Halogens and fluorescents are out

All the manufacturers globally have abandoned research and development into halogens or fluorescent lighting, and are exclusively focused on solid state lighting.

Douglas says the Australian Lighting Council is also in talks with the Australian government to implement a national phase-down of all halogen lights in the next three to four years.

New tech trends mean new business relationships are being formed with system and service companies, he says.

“The old traditional companies are struggling. Some are selling up, and others are thriving.

“The traditional suppliers and manufacturers will need new relationships.”

New opportunities abound

Douglas says “Current, powered by GE” is a good example. The start-up within the world’s longest-standing lighting manufacturer last year acquired Internet of Things tech firm Daintree Networks and has moved into the smart cities space.

Current signed an agreement last month with US communications firm AT&T to roll out IoT connection and smart systems to cities across the US and Mexico. The aim is have digital infrastructure installed on LED lighting throughout a city that is connected to GE’s Predix IoT platform to address issues including traffic flow, parking, gunshot detection, air quality data and weather emergency alerts.

The deal builds on an initial collaboration on a project for the City of San Diego in 2015 which saw Current and AT&T install sensor controls on LED lighting throughout the city to improve energy efficiency. This is expected to also save the city around US$2.4 million in energy costs annually.

Douglas says lighting is an “integral part” of both smart cities and smart buildings.

On the building level, this means there needs to be closer relationships between the different service providers.
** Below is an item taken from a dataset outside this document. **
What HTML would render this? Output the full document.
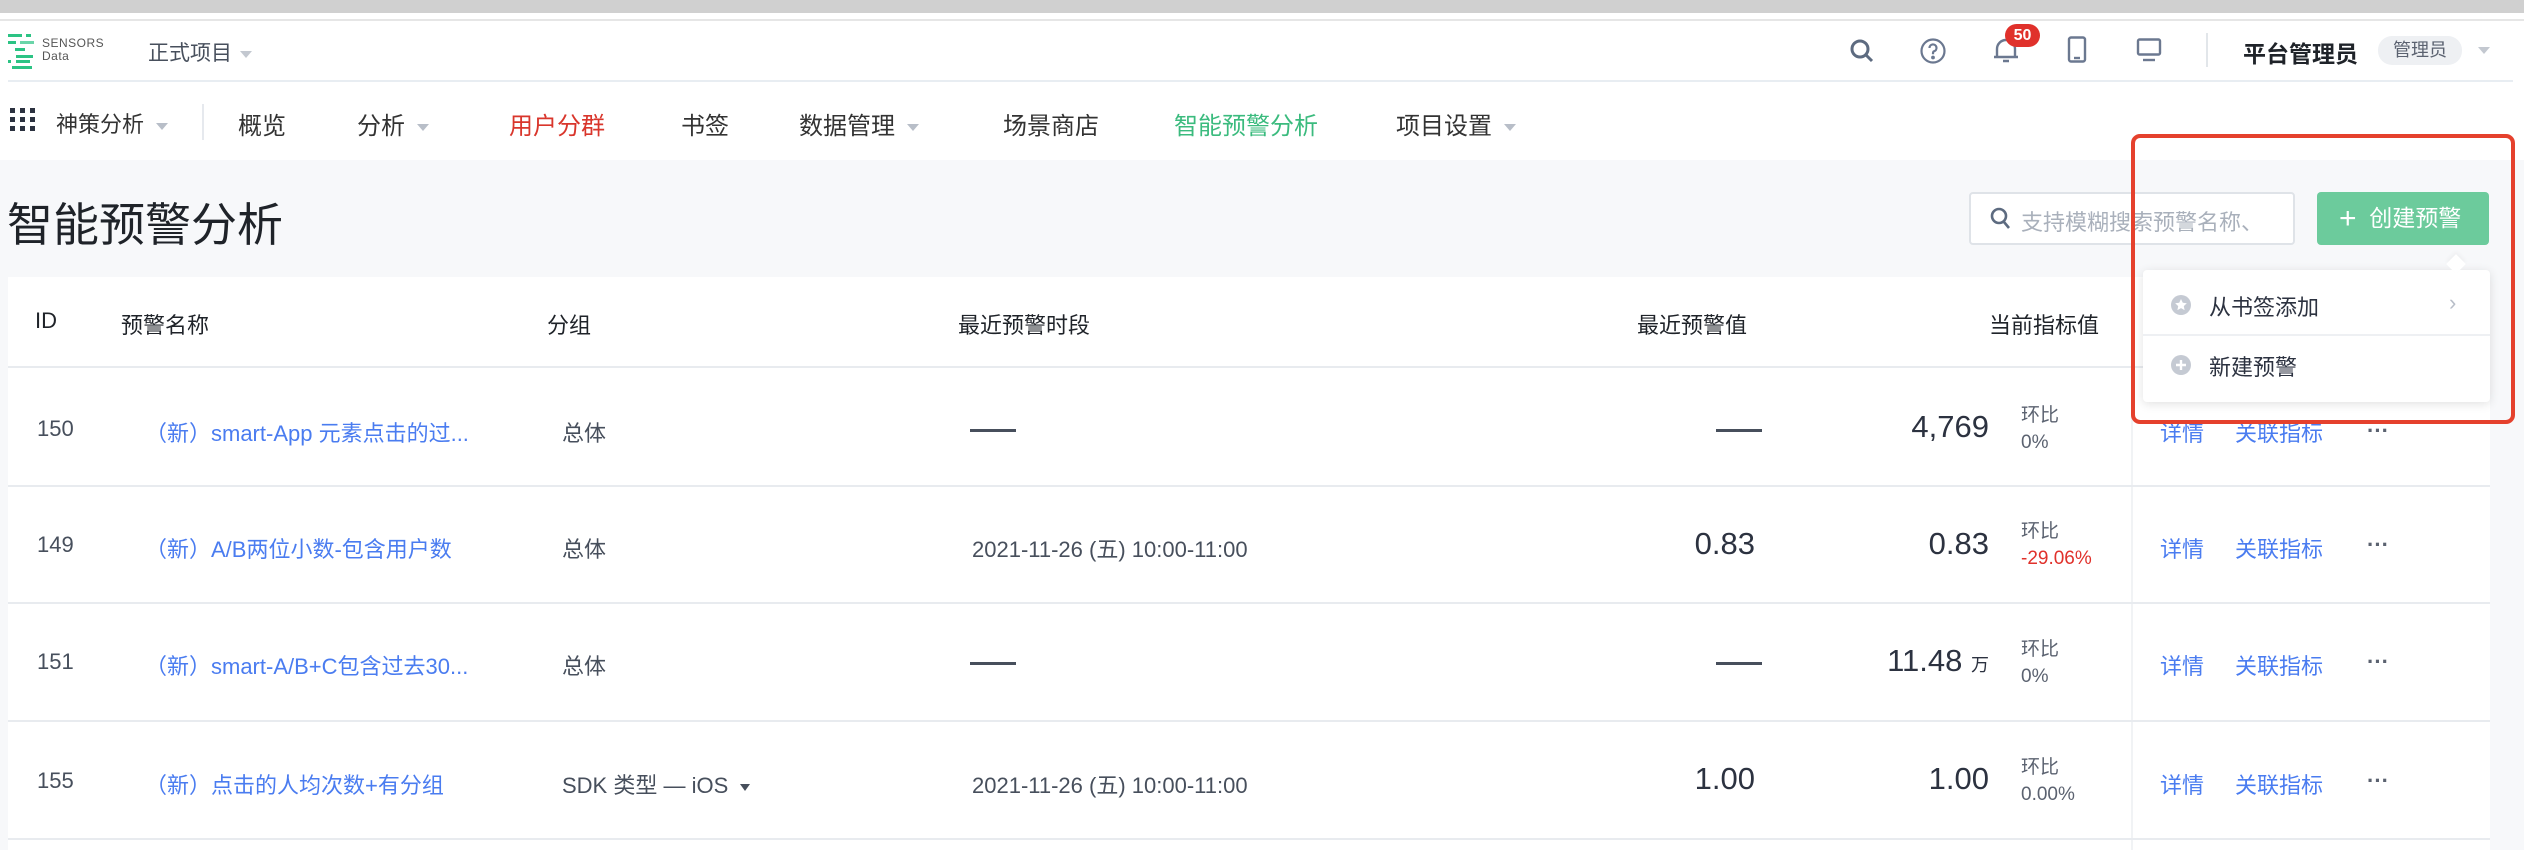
<!DOCTYPE html>
<html><head><meta charset="utf-8"><style>
*{margin:0;padding:0;box-sizing:border-box}
body{width:2524px;height:850px;overflow:hidden;background:#f7f8fa;font-family:"Liberation Sans","Noto Sans CJK SC",sans-serif;color:#2c3240;position:relative}
.a{position:absolute;white-space:nowrap}
.nav{font-size:24px;color:#333;top:106px}
.tri{display:inline-block;width:0;height:0;border-left:6px solid transparent;border-right:6px solid transparent;border-top:7px solid #b8bec8;vertical-align:middle;margin-left:12px}
.th{font-size:22px;color:#1f2329;top:308px}
.td{font-size:22px;color:#474f5c}
.nm{font-size:22px;color:#4a7cf0}
.big{font-size:31px;color:#2c3240}
.sm{font-size:19px;color:#5b6270}
.ln{position:absolute;left:8px;width:2482px;height:2px;background:#e8ebef}
.lk{font-size:22px;color:#4a7cf0}
.dd{font-size:22px;color:#5b6270;font-weight:bold}
.dash{position:absolute;width:46px;height:3px;background:#474f5c}
</style></head><body>
<div class="a" style="left:0;top:0;width:2524px;height:13px;background:#d0d0d0"></div>
<div class="a" style="left:0;top:13px;width:2524px;height:147px;background:#fff"></div>
<div class="a" style="left:0;top:19px;width:2524px;height:2px;background:#e6e6e6"></div>
<div class="a" style="left:8px;top:80px;width:2505px;height:2px;background:#e8edf2"></div>
<svg class="a" style="left:8px;top:34px" width="28" height="36" viewBox="0 0 28 36"><g fill="#2cc384"><rect x="0" y="0" width="14" height="3"/><rect x="18" y="0" width="5" height="3"/><rect x="0" y="7" width="8" height="3"/><rect x="12" y="7" width="14" height="3" opacity=".7"/><rect x="7" y="14" width="10" height="3"/><rect x="8" y="21" width="17" height="3"/><rect x="0" y="26" width="3" height="3"/><rect x="8" y="26" width="14" height="3"/><rect x="4" y="32" width="20" height="3"/></g></svg>
<div class="a" style="left:42px;top:37px;font-size:12px;line-height:13px;color:#555;letter-spacing:.5px">SENSORS<br>Data</div>
<div class="a" style="left:148px;top:37px;font-size:21px;color:#474f5c">正式项目<span class="tri" style="margin-left:8px;border-top-color:#c3c8d0"></span></div>
<svg class="a" style="left:1849px;top:38px" width="26" height="26" viewBox="0 0 26 26" fill="none" stroke="#5d6b80" stroke-width="3"><circle cx="11" cy="11" r="8"/><path d="M17 17l6 6"/></svg>
<svg class="a" style="left:1919px;top:37px" width="28" height="28" viewBox="0 0 28 28" fill="none" stroke="#6b7890" stroke-width="2.2"><circle cx="14" cy="14" r="11.5"/><path d="M10.5 11a3.5 3.5 0 1 1 4.5 3.3c-.8.3-1 1-1 2v1"/><circle cx="14" cy="20.5" r=".8" fill="#6b7890"/></svg>
<svg class="a" style="left:1992px;top:38px" width="28" height="26" viewBox="0 0 28 26" fill="none" stroke="#6b7890" stroke-width="2.4"><path d="M5 19V11a9 9 0 0 1 18 0v8M2 19h24M11 23h6"/></svg>
<div class="a" style="left:2005px;top:24px;width:35px;height:23px;border-radius:12px;background:#e0312b;color:#fff;font-size:16px;font-weight:bold;text-align:center;line-height:23px">50</div>
<svg class="a" style="left:2067px;top:36px" width="20" height="27" viewBox="0 0 20 27" fill="none" stroke="#6b7890" stroke-width="2.4"><rect x="2" y="1.5" width="16" height="24" rx="2"/><path d="M7 22h6"/></svg>
<svg class="a" style="left:2135px;top:38px" width="28" height="24" viewBox="0 0 28 24" fill="none" stroke="#6b7890" stroke-width="2.4"><rect x="3" y="1.5" width="22" height="15" rx="1.5"/><path d="M8 22h12"/></svg>
<div class="a" style="left:2206px;top:33px;width:2px;height:34px;background:#e2e6ea"></div>
<div class="a" style="left:2243px;top:35px;font-size:23px;font-weight:bold;color:#1f2329">平台管理员</div>
<div class="a" style="left:2378px;top:36px;width:84px;height:29px;border-radius:14px;background:#eef0f3;color:#5b6270;font-size:18px;text-align:center;line-height:29px">管理员</div>
<span class="tri a" style="left:2478px;top:47px;border-top-color:#c3c8d0;margin:0"></span>
<svg class="a" style="left:10px;top:108px" width="26" height="24" viewBox="0 0 26 24" fill="#2c3240"><rect x="0" y="0" width="5" height="5"/><rect x="10" y="0" width="5" height="5"/><rect x="20" y="0" width="5" height="5"/><rect x="0" y="9" width="5" height="5"/><rect x="10" y="9" width="5" height="5"/><rect x="20" y="9" width="5" height="5"/><rect x="0" y="18" width="5" height="5"/><rect x="10" y="18" width="5" height="5"/><rect x="20" y="18" width="5" height="5"/></svg>
<div class="a nav" style="left:56px;font-size:22px;top:107px">神策分析<span class="tri"></span></div>
<div class="a" style="left:202px;top:104px;width:2px;height:36px;background:#e6e9ee"></div>
<div class="a nav" style="left:238px">概览</div>
<div class="a nav" style="left:357px">分析<span class="tri"></span></div>
<div class="a nav" style="left:509px;color:#d9362c">用户分群</div>
<div class="a nav" style="left:681px">书签</div>
<div class="a nav" style="left:799px">数据管理<span class="tri"></span></div>
<div class="a nav" style="left:1003px">场景商店</div>
<div class="a nav" style="left:1174px;color:#3bbb7e">智能预警分析</div>
<div class="a nav" style="left:1396px">项目设置<span class="tri"></span></div>
<div class="a" style="left:7px;top:189px;font-size:46px;color:#1f2329">智能预警分析</div>
<div class="a" style="left:1969px;top:192px;width:326px;height:53px;background:#fff;border:2px solid #dfe3e8;border-radius:4px"></div>
<svg class="a" style="left:1990px;top:207px" width="22" height="24" viewBox="0 0 22 24" fill="none" stroke="#5d6b80" stroke-width="2.6"><circle cx="9" cy="9" r="7"/><path d="M14 15l5 6"/></svg>
<div class="a" style="left:2021px;top:205px;font-size:22px;color:#a9b0bb;width:265px;overflow:hidden">支持模糊搜索预警名称、</div>
<div class="a" style="left:2317px;top:192px;width:172px;height:53px;background:#6ccb9c;border-radius:4px;color:#fff;font-size:23px;line-height:53px;padding-left:22px"><span style="font-size:30px;vertical-align:-2px">+</span>&nbsp;&nbsp;创建预警</div>
<div class="a" style="left:8px;top:277px;width:2482px;height:573px;background:#fff"></div>
<div class="a" style="left:2131px;top:367px;width:2px;height:483px;background:#f1f3f5"></div>
<div class="a th" style="left:35px">ID</div>
<div class="a th" style="left:121px">预警名称</div>
<div class="a th" style="left:547px">分组</div>
<div class="a th" style="left:958px">最近预警时段</div>
<div class="a th" style="left:1637px">最近预警值</div>
<div class="a th" style="left:1989px">当前指标值</div>
<div class="ln" style="top:366px"></div>
<div class="ln" style="top:485px"></div>
<div class="ln" style="top:602px"></div>
<div class="ln" style="top:720px"></div>
<div class="ln" style="top:838px"></div>
<div class="a td" style="left:37px;top:416px">150</div>
<div class="a nm" style="left:145px;top:416px">（新）smart-App 元素点击的过...</div>
<div class="a td" style="left:562px;top:416px">总体</div>
<div class="dash" style="left:970px;top:429px"></div>
<div class="dash" style="left:1716px;top:429px"></div>
<div class="a big" style="right:535px;top:409px">4,769</div>
<div class="a sm" style="left:2021px;top:400px">环比</div>
<div class="a sm" style="left:2021px;top:432px">0%</div>
<div class="a td" style="left:37px;top:532px">149</div>
<div class="a nm" style="left:145px;top:532px">（新）A/B两位小数-包含用户数</div>
<div class="a td" style="left:562px;top:532px">总体</div>
<div class="a td" style="left:972px;top:532px">2021-11-26 (五) 10:00-11:00</div>
<div class="a big" style="right:769px;top:526px">0.83</div>
<div class="a big" style="right:535px;top:526px">0.83</div>
<div class="a sm" style="left:2021px;top:516px">环比</div>
<div class="a sm" style="left:2021px;top:548px;color:#e0312b">-29.06%</div>
<div class="a td" style="left:37px;top:649px">151</div>
<div class="a nm" style="left:145px;top:649px">（新）smart-A/B+C包含过去30...</div>
<div class="a td" style="left:562px;top:649px">总体</div>
<div class="dash" style="left:970px;top:662px"></div>
<div class="dash" style="left:1716px;top:662px"></div>
<div class="a big" style="right:535px;top:643px">11.48 <span style="font-size:18px">万</span></div>
<div class="a sm" style="left:2021px;top:634px">环比</div>
<div class="a sm" style="left:2021px;top:666px">0%</div>
<div class="a td" style="left:37px;top:768px">155</div>
<div class="a nm" style="left:145px;top:768px">（新）点击的人均次数+有分组</div>
<div class="a td" style="left:562px;top:768px">SDK 类型 — iOS <span class="tri" style="border-top-color:#474f5c;margin-left:6px;border-width:7px 5px 0"></span></div>
<div class="a td" style="left:972px;top:768px">2021-11-26 (五) 10:00-11:00</div>
<div class="a big" style="right:769px;top:761px">1.00</div>
<div class="a big" style="right:535px;top:761px">1.00</div>
<div class="a sm" style="left:2021px;top:752px">环比</div>
<div class="a sm" style="left:2021px;top:784px">0.00%</div>
<div class="a lk" style="left:2160px;top:416px">详情</div><div class="a lk" style="left:2235px;top:416px">关联指标</div><div class="a dd" style="left:2367px;top:418px">···</div>
<div class="a lk" style="left:2160px;top:532px">详情</div><div class="a lk" style="left:2235px;top:532px">关联指标</div><div class="a dd" style="left:2367px;top:532px">···</div>
<div class="a lk" style="left:2160px;top:649px">详情</div><div class="a lk" style="left:2235px;top:649px">关联指标</div><div class="a dd" style="left:2367px;top:649px">···</div>
<div class="a lk" style="left:2160px;top:768px">详情</div><div class="a lk" style="left:2235px;top:768px">关联指标</div><div class="a dd" style="left:2367px;top:768px">···</div>
<div class="a" style="left:2143px;top:270px;width:347px;height:132px;background:#fff;border-radius:4px;box-shadow:0 2px 10px rgba(0,0,0,.12)"></div>
<div class="a" style="left:2449px;top:257px;width:14px;height:14px;background:#fff;transform:rotate(45deg);box-shadow:-2px -2px 4px rgba(0,0,0,.04)"></div>
<div class="a" style="left:2143px;top:334px;width:347px;height:2px;background:#eef0f3"></div>
<svg class="a" style="left:2170px;top:294px" width="22" height="22" viewBox="0 0 22 22"><circle cx="11" cy="11" r="10" fill="#c5cad3"/><path d="M11 5l1.8 3.8 4 .5-3 2.8.8 4-3.6-2-3.6 2 .8-4-3-2.8 4-.5z" fill="#fff"/></svg>
<div class="a" style="left:2209px;top:290px;font-size:22px;color:#2c3240">从书签添加</div>
<div class="a" style="left:2449px;top:290px;font-size:22px;color:#b8bec8">›</div>
<svg class="a" style="left:2170px;top:354px" width="22" height="22" viewBox="0 0 22 22"><circle cx="11" cy="11" r="10" fill="#c5cad3"/><path d="M11 6v10M6 11h10" stroke="#fff" stroke-width="2.4"/></svg>
<div class="a" style="left:2209px;top:350px;font-size:22px;color:#2c3240">新建预警</div>
<div class="a" style="left:2131px;top:134px;width:384px;height:290px;border:4px solid #e5412d;border-radius:9px"></div>
</body></html>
Lighting needs to be talking to HVAC, for example.

“There needs to be much more services integration.”

The need is for building designers, service and product suppliers, engineers and asset managers to be thinking of systems, not just individual elements.

The human dimension

Douglas says there is also a growing momentum in Europe and North America around the “human dimension” of lighting.

“Everyone’s talking about human-centric lighting.”

This is because of the influence lighting has on occupant wellbeing, he says.

An emerging technology in this space is tuneable white LEDs that allow the colour temperature to be altered to match the needs of human circadian rhythms and activities. Cool white light, for example, works well for waking people up and helping them feel energised.

A lower colour temperature is better for getting ready to sleep.

“This has significant implications for classrooms, and office workers and factory workers,” Douglas says.

The tuning process is software based, and works via a remote control like tuning TV channels.

There is a trial underway in Norway in a school testing it in real-life situations.

It’s not something that’s catching on in Australia, however.

“In Europe these are concepts better known,” Douglas says. “In North America and Europe they are better attuned to thinking about lighting.”

This is because the long, dark, six-month winters in the higher latitudes make lighting a crucial part of life.

In Australia, he posits, we have so much sun it’s just not something we think about as much.

“In the commercial world they are more sensitive to lighting and people’s needs,” Douglas says.

“We have to change perceptions, and make people more aware of issues around human-centric lighting.”